[Interface markup and scripts]

..............................

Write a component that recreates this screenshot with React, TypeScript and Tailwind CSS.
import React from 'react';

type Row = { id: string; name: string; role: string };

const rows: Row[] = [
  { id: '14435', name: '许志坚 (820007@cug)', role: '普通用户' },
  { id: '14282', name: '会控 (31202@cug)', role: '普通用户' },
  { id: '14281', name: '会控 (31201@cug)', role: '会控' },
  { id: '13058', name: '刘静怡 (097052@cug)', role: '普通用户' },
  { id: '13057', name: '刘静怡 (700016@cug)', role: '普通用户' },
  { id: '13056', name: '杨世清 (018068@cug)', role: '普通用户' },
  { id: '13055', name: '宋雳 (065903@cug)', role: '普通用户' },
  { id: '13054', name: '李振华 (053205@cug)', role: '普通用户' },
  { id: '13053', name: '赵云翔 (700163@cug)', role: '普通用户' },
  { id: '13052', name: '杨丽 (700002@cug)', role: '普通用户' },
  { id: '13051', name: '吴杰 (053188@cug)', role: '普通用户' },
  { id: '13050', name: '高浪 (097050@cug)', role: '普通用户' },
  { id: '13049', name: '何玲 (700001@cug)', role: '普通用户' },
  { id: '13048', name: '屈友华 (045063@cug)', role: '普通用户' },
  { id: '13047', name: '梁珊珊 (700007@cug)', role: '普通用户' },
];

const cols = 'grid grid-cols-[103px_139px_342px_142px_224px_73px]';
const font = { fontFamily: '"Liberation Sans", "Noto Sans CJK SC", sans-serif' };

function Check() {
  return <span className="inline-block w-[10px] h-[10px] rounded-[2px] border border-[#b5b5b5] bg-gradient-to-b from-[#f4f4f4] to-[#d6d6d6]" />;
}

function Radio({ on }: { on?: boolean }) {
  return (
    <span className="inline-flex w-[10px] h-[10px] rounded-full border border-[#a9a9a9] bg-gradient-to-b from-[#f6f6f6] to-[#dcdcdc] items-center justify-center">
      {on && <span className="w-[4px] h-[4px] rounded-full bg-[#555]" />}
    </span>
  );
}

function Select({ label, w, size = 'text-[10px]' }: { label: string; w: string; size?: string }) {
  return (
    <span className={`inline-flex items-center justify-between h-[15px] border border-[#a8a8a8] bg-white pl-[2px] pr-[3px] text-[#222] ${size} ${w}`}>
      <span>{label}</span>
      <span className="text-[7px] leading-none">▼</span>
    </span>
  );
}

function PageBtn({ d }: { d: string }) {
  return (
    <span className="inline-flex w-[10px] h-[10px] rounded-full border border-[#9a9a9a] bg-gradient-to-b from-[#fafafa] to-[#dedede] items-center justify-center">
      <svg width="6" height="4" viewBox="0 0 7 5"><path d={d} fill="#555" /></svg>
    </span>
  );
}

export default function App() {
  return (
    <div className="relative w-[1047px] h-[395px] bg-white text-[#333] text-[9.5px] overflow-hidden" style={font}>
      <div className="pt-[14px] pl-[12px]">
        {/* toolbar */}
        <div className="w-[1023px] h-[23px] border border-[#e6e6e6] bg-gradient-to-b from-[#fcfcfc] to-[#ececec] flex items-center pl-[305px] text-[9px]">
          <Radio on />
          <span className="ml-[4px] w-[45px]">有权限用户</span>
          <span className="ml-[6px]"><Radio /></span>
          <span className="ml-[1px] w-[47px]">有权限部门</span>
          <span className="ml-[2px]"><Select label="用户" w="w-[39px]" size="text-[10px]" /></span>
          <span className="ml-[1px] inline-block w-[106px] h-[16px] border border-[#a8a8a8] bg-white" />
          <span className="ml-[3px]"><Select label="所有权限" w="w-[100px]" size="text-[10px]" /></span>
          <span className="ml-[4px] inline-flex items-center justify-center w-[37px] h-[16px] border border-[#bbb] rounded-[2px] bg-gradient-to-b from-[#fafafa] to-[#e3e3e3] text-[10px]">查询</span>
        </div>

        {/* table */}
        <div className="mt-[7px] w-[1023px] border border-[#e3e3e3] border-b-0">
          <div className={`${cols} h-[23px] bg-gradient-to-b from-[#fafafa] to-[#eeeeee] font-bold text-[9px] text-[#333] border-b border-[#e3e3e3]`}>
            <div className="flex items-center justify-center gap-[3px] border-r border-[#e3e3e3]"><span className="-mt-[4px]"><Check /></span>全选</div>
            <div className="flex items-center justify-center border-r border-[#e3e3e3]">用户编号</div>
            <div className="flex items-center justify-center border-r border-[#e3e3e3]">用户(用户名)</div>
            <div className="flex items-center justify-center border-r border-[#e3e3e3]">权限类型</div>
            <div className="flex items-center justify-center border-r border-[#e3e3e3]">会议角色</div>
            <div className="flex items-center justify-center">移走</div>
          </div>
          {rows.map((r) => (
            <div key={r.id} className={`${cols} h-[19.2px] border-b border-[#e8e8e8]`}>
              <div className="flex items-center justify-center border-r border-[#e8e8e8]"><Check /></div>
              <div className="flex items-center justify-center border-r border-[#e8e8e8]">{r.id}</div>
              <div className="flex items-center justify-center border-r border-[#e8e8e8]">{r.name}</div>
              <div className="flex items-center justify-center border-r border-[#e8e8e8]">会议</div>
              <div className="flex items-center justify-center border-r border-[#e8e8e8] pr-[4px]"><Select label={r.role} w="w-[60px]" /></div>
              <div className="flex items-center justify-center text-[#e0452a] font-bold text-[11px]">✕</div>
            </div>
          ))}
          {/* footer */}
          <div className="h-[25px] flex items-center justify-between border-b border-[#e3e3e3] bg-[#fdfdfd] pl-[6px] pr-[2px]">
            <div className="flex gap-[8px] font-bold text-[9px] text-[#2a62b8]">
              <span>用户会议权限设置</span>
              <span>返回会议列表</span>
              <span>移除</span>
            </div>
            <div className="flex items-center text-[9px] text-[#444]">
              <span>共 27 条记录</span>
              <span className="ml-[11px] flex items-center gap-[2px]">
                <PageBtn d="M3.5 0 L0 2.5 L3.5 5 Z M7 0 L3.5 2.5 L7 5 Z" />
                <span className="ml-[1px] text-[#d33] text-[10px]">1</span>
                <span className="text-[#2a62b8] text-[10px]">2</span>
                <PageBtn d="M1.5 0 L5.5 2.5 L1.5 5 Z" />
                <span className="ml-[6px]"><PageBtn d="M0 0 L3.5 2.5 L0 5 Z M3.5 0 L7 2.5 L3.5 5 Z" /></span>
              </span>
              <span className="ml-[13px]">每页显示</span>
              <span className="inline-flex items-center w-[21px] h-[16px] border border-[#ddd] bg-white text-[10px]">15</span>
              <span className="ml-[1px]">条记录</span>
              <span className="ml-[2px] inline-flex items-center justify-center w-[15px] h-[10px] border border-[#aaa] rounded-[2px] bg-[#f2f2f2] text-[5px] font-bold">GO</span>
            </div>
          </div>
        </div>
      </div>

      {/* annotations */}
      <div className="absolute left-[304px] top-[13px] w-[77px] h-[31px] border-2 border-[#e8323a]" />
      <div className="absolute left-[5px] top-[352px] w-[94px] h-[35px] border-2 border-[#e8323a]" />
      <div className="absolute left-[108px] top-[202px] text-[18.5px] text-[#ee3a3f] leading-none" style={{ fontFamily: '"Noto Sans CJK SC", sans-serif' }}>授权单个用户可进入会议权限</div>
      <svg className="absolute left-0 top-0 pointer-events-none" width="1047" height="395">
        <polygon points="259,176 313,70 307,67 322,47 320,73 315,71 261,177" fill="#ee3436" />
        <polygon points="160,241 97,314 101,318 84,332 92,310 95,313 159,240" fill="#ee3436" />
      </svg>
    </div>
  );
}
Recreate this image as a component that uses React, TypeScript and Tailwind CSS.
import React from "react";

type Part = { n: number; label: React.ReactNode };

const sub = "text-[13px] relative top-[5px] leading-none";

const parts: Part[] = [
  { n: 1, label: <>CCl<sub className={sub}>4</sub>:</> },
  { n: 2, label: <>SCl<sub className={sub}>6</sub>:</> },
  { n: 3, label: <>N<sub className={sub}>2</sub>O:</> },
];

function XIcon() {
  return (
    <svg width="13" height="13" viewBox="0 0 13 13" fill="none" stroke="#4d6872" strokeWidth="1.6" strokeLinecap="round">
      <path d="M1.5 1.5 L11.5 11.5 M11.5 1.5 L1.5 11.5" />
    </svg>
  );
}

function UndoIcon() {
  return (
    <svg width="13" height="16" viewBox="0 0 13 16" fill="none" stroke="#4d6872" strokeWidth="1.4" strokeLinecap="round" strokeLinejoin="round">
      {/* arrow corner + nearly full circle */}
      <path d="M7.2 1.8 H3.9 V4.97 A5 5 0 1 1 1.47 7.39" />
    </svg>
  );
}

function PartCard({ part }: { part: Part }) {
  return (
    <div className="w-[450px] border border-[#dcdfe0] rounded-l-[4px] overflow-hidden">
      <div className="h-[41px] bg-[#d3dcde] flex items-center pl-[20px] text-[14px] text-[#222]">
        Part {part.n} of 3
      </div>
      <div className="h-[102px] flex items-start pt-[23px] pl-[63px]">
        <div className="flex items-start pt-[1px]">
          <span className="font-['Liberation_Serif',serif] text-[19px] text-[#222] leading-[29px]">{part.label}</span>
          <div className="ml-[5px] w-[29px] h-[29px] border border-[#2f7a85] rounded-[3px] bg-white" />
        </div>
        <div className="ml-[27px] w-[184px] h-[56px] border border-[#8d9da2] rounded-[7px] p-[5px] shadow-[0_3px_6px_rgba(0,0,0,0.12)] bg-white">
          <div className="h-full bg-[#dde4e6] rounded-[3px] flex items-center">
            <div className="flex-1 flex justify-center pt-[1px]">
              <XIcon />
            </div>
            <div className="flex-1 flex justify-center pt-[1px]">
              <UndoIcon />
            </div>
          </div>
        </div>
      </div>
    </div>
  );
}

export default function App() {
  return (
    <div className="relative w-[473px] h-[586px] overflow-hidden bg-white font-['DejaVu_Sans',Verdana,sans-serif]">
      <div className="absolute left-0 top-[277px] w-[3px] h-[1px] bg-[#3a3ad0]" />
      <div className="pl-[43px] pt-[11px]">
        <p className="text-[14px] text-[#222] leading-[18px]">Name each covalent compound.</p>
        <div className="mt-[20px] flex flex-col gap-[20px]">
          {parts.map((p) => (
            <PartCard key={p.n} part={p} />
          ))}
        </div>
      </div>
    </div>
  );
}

..............................

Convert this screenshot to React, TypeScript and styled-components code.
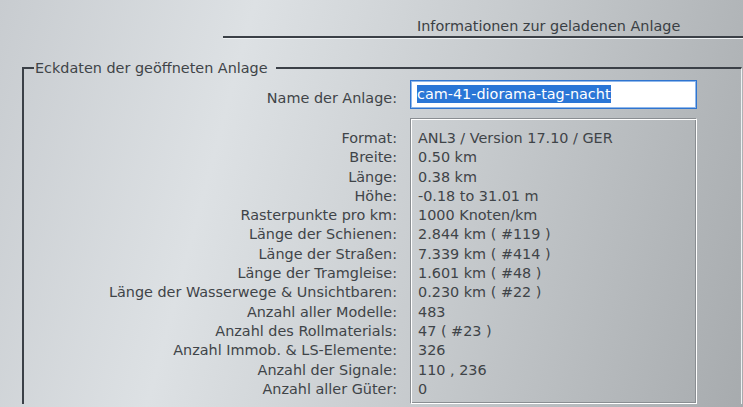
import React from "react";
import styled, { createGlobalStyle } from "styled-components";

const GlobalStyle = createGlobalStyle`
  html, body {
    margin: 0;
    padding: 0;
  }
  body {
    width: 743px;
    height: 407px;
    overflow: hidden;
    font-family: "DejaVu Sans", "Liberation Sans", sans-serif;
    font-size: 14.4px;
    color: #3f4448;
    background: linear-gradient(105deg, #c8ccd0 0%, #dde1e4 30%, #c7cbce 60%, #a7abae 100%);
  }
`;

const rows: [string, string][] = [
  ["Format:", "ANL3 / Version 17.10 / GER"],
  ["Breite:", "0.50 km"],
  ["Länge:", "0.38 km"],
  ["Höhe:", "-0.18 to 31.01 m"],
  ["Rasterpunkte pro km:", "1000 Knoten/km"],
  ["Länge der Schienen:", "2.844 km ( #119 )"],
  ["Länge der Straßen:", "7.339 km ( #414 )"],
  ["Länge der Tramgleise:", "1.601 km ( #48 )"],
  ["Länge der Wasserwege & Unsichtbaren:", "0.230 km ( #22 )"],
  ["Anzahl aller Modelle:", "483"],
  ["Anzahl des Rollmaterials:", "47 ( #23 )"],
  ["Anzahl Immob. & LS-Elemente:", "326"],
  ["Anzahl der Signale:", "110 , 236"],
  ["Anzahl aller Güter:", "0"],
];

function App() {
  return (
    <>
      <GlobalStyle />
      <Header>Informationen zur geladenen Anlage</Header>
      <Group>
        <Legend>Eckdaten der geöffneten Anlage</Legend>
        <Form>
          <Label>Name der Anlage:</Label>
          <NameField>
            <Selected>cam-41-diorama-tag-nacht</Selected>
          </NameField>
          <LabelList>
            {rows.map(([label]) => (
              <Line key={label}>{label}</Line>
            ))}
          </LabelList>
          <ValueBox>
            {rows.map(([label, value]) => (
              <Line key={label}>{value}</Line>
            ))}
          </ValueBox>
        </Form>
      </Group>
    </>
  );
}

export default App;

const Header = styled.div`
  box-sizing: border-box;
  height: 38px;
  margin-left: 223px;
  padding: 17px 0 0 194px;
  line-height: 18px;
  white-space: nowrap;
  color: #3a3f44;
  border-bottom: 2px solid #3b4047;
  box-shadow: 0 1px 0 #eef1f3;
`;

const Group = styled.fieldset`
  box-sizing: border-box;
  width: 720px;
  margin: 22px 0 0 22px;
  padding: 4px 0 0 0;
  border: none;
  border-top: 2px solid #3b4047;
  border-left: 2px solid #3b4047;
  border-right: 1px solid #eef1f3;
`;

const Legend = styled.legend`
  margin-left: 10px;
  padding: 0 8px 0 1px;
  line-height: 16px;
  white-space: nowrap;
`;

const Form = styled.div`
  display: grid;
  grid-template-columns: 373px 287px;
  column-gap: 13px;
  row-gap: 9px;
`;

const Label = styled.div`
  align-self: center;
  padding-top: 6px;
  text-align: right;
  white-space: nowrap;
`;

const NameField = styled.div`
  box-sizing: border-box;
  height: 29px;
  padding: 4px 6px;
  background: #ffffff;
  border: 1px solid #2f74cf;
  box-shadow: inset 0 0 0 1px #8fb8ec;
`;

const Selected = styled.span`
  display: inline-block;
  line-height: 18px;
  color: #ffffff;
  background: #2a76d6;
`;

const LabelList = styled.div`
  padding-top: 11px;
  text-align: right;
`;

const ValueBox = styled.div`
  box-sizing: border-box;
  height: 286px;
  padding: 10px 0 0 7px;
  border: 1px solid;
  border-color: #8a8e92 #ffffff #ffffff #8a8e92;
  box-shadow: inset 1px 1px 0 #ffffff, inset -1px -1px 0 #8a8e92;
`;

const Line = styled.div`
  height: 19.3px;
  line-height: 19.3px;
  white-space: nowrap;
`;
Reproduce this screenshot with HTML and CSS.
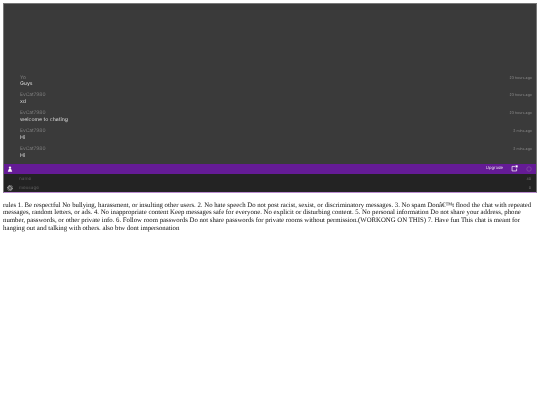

..............................

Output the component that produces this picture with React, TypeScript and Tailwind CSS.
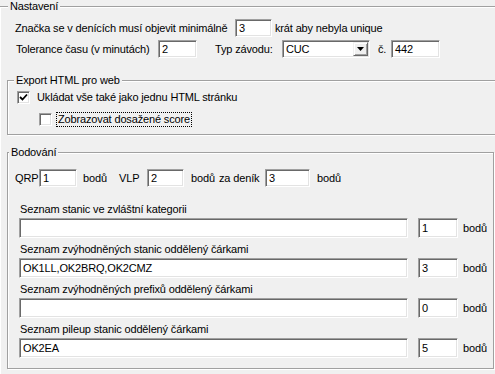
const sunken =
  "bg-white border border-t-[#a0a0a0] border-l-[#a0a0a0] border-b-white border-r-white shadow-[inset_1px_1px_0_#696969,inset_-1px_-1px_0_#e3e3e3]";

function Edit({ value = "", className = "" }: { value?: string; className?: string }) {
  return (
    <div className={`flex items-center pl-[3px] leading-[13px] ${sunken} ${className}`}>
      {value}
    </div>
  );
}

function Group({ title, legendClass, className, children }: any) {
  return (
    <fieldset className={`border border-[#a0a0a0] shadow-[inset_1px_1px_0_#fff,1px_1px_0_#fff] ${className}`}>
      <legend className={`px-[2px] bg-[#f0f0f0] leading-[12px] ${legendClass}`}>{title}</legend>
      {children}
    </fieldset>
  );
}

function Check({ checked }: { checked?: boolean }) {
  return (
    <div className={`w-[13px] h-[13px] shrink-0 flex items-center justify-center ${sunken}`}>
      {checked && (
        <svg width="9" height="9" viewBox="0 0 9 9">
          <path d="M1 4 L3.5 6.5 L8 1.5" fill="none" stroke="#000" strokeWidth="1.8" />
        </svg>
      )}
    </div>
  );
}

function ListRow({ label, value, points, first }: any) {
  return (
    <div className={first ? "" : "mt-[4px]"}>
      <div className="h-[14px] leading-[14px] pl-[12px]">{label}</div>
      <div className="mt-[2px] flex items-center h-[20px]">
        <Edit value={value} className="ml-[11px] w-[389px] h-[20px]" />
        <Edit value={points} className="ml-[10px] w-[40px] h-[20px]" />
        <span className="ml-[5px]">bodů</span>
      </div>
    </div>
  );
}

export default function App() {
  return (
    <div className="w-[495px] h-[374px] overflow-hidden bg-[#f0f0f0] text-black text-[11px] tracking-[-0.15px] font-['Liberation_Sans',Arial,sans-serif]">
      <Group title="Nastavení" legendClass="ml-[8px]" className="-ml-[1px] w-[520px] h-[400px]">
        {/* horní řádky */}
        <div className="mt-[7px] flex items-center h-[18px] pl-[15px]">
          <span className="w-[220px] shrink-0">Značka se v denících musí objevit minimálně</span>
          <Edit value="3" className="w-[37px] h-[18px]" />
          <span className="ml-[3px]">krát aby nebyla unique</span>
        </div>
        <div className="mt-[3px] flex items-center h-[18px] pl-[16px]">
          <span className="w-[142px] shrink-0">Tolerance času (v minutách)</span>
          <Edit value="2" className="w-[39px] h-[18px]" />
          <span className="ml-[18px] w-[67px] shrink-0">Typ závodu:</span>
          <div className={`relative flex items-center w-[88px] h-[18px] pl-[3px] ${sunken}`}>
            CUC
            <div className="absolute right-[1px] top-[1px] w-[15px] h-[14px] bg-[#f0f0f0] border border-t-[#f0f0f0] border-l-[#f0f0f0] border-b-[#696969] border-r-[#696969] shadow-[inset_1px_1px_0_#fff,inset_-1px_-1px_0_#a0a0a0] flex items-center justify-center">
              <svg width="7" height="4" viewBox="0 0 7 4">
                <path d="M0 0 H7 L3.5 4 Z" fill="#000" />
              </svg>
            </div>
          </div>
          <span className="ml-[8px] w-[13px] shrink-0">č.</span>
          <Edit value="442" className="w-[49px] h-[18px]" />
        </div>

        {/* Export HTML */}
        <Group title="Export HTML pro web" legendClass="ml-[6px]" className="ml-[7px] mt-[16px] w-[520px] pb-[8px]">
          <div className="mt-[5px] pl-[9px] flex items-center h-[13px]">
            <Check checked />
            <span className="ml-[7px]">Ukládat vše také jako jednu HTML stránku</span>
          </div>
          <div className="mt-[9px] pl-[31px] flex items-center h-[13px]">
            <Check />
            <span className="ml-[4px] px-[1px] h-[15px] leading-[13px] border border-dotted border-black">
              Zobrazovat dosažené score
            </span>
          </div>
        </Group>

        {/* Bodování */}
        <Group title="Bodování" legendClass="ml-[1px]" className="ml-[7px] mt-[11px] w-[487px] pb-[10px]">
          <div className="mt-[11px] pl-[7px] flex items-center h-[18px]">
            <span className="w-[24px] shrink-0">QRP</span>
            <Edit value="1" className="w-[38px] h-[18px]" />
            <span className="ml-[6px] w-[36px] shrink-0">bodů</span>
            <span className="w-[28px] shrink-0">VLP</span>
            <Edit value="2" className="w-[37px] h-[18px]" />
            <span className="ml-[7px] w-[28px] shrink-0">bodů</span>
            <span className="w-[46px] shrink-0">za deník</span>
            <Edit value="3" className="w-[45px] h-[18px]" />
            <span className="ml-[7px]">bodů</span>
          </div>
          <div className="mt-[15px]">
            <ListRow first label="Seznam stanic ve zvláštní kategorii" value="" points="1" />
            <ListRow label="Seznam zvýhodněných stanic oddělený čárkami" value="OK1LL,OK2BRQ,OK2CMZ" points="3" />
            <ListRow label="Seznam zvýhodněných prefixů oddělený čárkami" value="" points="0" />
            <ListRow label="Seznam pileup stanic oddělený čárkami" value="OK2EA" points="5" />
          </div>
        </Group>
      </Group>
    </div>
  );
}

..............................

Aim of the exercise. Filter the data, keeping only the lines that contain "this".

Final result.
Write a component that recreates this screenshot with React, TypeScript and Tailwind CSS.
Recreate this image as a component that uses React, TypeScript and Tailwind CSS.
Convert this screenshot to React, TypeScript and styled-components code.
Reproduce this screenshot with HTML and CSS.
Output the component that produces this picture with React, TypeScript and Tailwind CSS.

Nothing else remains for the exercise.